M2 had a detailed docs/M2-IMPLEMENTATION-PLAN.md with 18 numbered tasks across 6 phases. Same structure for M3? Or a lighter-touch plan given M3's parallel-track nature?

D. Word Add-In — distribution + signing

The Office.js add-in needs a signed manifest for enterprise sideload. This is procurement-relevant (operators' IT will require signed builds). Worth deciding upfront whether v0.3 ships a signed manifest or a development-only manifest with a v0.3.1 follow-on for the signing.

E. Pre-M3 DE landings

Three DEs surfaced during M2 are worth picking up before M3 starts (or as M3-phase-0 tasks) rather than during M3:

  • DE-283 (fresh-install login UX) — small, community-friendly, easy win. Worth filing as the first community-contribution PR target.
  • DE-276 (ingest observability) — load-bearing for Tabular Review since silent embed failures break tabular outputs.
  • DE-277 (citation extractor chunk-boundary fallback) — small, isolated, would land cleanly between milestones.

Kevin's call on which of these become M3-phase-0 vs M3.1 vs deferred to M4.


5. Next-session entry point

After this handoff merges, the next session opens with this prompt:

Start M3. Read docs/SESSION-HANDOFF-2026-05-17-m2-shipped-m3-kickoff.md first. §4 has the open decisions. Don't write code; surface the decisions to Kevin, then propose a docs/M3-IMPLEMENTATION-PLAN.md.

The session opens with §4 decision-A through E pending. The new Claude should NOT default to building anything. The right move is to read the handoff + surface the four decisions + wait for Kevin.

If Kevin gives explicit direction (e.g., "build the Playbook engine first") then the next session writes the M3 plan + the first PR's investigation map and branches off main.

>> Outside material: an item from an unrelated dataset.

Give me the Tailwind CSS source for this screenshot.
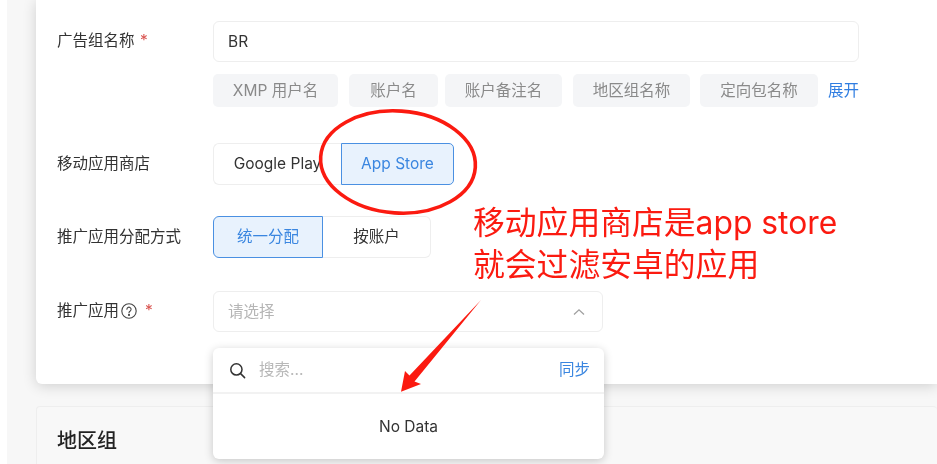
<!DOCTYPE html>
<html lang="zh"><head><meta charset="utf-8">
<script src="https://cdn.jsdelivr.net/npm/@tailwindcss/browser@4"></script>
</head>
<body class="bg-white">
<div class="relative w-[937px] h-[464px] overflow-hidden bg-white font-['Inter','Noto_Sans_CJK_SC',sans-serif] text-[15.5px] text-[#333] blur-[0.5px]">
  <div class="ml-[7px] h-full bg-[#f7f7f7] pl-[29px]">
    <div class="h-[384px] rounded-bl-[6px] bg-white pl-[21px] pt-[21px] shadow-[0_2px_14px_rgba(0,0,0,0.16)]">
      <div class="flex">
        <div class="w-[156px] pt-[10px] leading-[20px]">广告组名称 <span class="ml-[1px] text-[#d9534f]">*</span></div>
        <div>
          <div class="flex h-[41px] w-[646px] items-center rounded-[6px] border border-[#eeeeee] px-[14px] pt-[1px] text-[#333]">BR</div>
          <div class="mt-[12px] flex h-[33px] items-center text-[#8a8a8a]">
            <span class="flex h-full w-[125px] items-center justify-center rounded-[5px] bg-[#f4f5f7]">XMP 用户名</span>
            <span class="ml-[11px] flex h-full w-[89px] items-center justify-center rounded-[5px] bg-[#f4f5f7]">账户名</span>
            <span class="ml-[7px] flex h-full w-[117px] items-center justify-center rounded-[5px] bg-[#f4f5f7]">账户备注名</span>
            <span class="ml-[11px] flex h-full w-[117px] items-center justify-center rounded-[5px] bg-[#f4f5f7]">地区组名称</span>
            <span class="ml-[10px] flex h-full w-[118px] items-center justify-center rounded-[5px] bg-[#f4f5f7]">定向包名称</span>
            <span class="ml-[10px] text-[#2f7de1]">展开</span>
          </div>
        </div>
      </div>
      <div class="mt-[36px] flex items-center">
        <div class="w-[156px]">移动应用商店</div>
        <div class="flex h-[42px]">
          <span class="flex w-[128px] items-center justify-center whitespace-nowrap rounded-l-[6px] border border-r-0 border-[#eeeeee]">Google Play</span>
          <span class="flex w-[113px] items-center justify-center rounded-r-[5px] border border-[#4a90e2] bg-[#e8f2fd] text-[#3a86e0]">App Store</span>
        </div>
      </div>
      <div class="mt-[31px] flex items-center">
        <div class="w-[156px]">推广应用分配方式</div>
        <div class="flex h-[42px]">
          <span class="flex w-[110px] items-center justify-center rounded-l-[6px] border border-[#4a90e2] bg-[#e8f2fd] text-[#3a86e0]">统一分配</span>
          <span class="flex w-[108px] items-center justify-center rounded-r-[6px] border border-l-0 border-[#eeeeee]">按账户</span>
        </div>
      </div>
      <div class="mt-[33px] flex items-center">
        <div class="flex w-[156px] items-center pb-[2px]">推广应用<svg class="ml-[2px] size-[16px]" viewBox="0 0 16 16" fill="none" stroke="#444" stroke-width="1.1"><circle cx="8" cy="8" r="7.2"/><path d="M5.9 6.3a2.1 2.1 0 1 1 3.3 1.7c-.8.5-1.2.9-1.2 1.8" stroke-linecap="round"/><circle cx="8" cy="11.9" r=".5" fill="#444"/></svg><span class="ml-[8px] text-[#d9534f]">*</span></div>
        <div class="flex h-[41px] w-[390px] items-center justify-between rounded-[6px] border border-[#eeeeee] pl-[14px] pr-[17px] text-[#b5b5b5]">请选择<svg class="size-[12px]" viewBox="0 0 12 12" fill="none" stroke="#a0a0a0" stroke-width="1.3"><path d="M1 8.5 6 3.8l5 4.7"/></svg></div>
      </div>
    </div>
    <div class="mt-[22px] h-[80px] rounded-t-[4px] border-t border-l border-[#eeeeee] bg-[#f8f8f8] pl-[20px] pt-[21px] text-[20px] font-medium leading-[26px] text-[#222]">地区组</div>
  </div>

  <div class="absolute left-[213px] top-[348px] h-[111px] w-[391px] rounded-[6px] bg-white shadow-[0_2px_10px_rgba(0,0,0,0.2)]">
    <div class="flex h-[46px] items-center border-b-2 border-[#f2f2f2] pl-[16px] pr-[14px]">
      <svg class="size-[17px]" viewBox="0 0 17 17" fill="none" stroke="#333" stroke-width="1.5"><circle cx="7.4" cy="7.4" r="5.6"/><path d="m11.6 11.6 4 4" stroke-linecap="round"/></svg>
      <span class="ml-[13px] text-[#b8b8b8]">搜索...</span>
      <span class="ml-auto text-[#3a86e0]">同步</span>
    </div>
    <div class="flex h-[65px] items-center justify-center pt-[1px] text-[#333]">No Data</div>
  </div>

  <svg class="absolute left-0 top-0" width="937" height="464" viewBox="0 0 937 464" fill="none">
    <ellipse cx="398" cy="162" rx="77.5" ry="51" transform="rotate(4 398 162)" stroke="#fb1a10" stroke-width="3.6"/>
    <path d="M481 300 414.5 381.5 421 384 401 391.7 405 371 409.5 375.5Z" fill="#fb1a10"/>
  </svg>
  <div class="absolute left-[473px] top-[202px] text-[31.8px] leading-[42px] text-[#fb1a10]">移动应用商店是app store<br>就会过滤安卓的应用</div>
</div>
</body></html>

6. Memory state at end-of-session

  • MEMORY.md updated — points at this handoff as the M2-close + M3-kickoff entry.
  • project_lq_ai_status.md updated — M2 SHIPPED at v0.2.0 / 8a1b3fc; M3 next.
  • Other memory files (user role, feedback, references) unchanged.

7. Open PRs at handoff time

None. PRs #22–#42 all merged. The release-cycle PRs (#41 DE-283 doc; #42 main merge) closed cleanly.

This branch (handoff/m2-shipped-m3-kickoff) is doc-only and adds this file. After merging it, no open PRs.


8. Loose ends explicitly NOT being carried into M3

  • Per-skill prompt-injection detection rates — PRD §1.9 commits to publishing these; M2 didn't ship them. Tracked at PRD §9 Engineering Discipline subsection. Worth noting on the M3 plan since it's a continuing commitment.
  • OpenSSF Scorecard / Best Practices Badge — Silver tier targeted at M2 release per PRD §1.8. Not yet shipped. Decision: address in M3 or push to M3.x?
  • Mutation testing per release — PRD §1.9 commits to this; M2 release didn't include a mutation score. Tracked at PRD §9. Decision: M3 or later?

These are public commitments the project has made. The honest framing for M3 is to surface them explicitly + decide which to pick up vs leave on the deferred list.


End of handoff. The next session begins at §4 with the five decisions for Kevin.